FOR any municipality regardless of political leadership there is also clear merit in high­level focused intervention as advocated by the war room to attend to the very real and pressing needs of disaffected communities. The alternative is violent and destructive protests that compromise the lives of people who already live on the margins of economic activity.

A distressing example of the sort of damage inflicted on the social fabric was evident when several schools were torched in Delareyville last month obliterating school records destroying library and computer resources and robbing children of groceries for a school­feeding scheme.

It is therefore worrying that while protests in Gauteng have dropped off in the past couple of years they have picked up in the Eastern Cape and KwaZulu­Natal especially in the metros of these provinces — Nelson Mandela Bay Buffalo City and eThekwini.

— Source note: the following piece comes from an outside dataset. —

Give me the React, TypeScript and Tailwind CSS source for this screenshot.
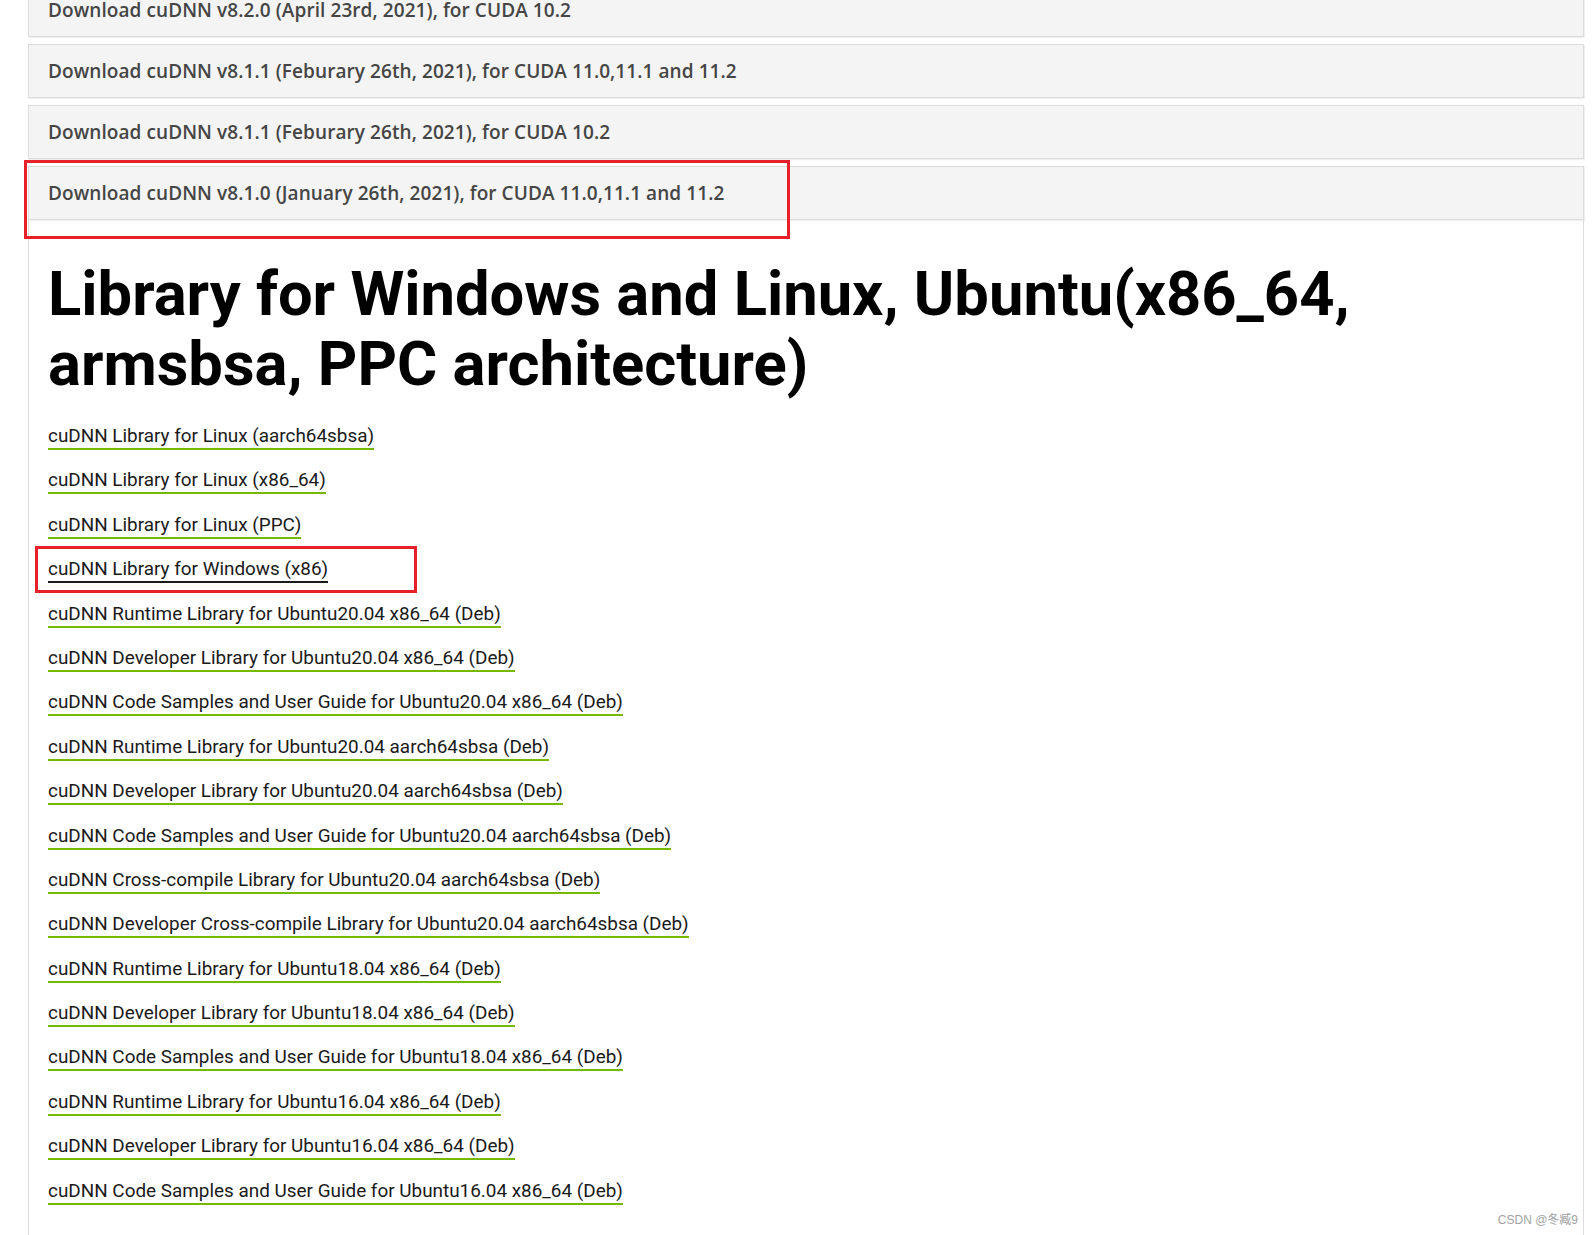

These metros are of course subject to the same sorts of in­migration pressures as their Gauteng counterparts with protests commonly relating to the need for housing and basic services by households in informal settlements such as Port Elizabeth’s Walmer.

The Eastern Cape has eclipsed Gauteng as the most protest­afflicted province this year — accounting for 21% of protests (the same figure as Gauteng held last year) while KwaZulu­Natal is tied in second place with Gauteng at 15% this year.

It is noteworthy that neither province was far behind Gauteng in last year’s proportional tallies suggesting that whatever lessons Gauteng’s war room has to offer they may well need to be transferred to these and other provinces.

Nelson Mandela Bay mayor Danny Jordaan has established a rapid response team that could emulate Makhura’s approach in tackling service delivery blockages. But structures can take communities and politicians only so far — for the same gains to be made as in Gauteng it is imperative for Jordaan to demonstrate hands­on resolve.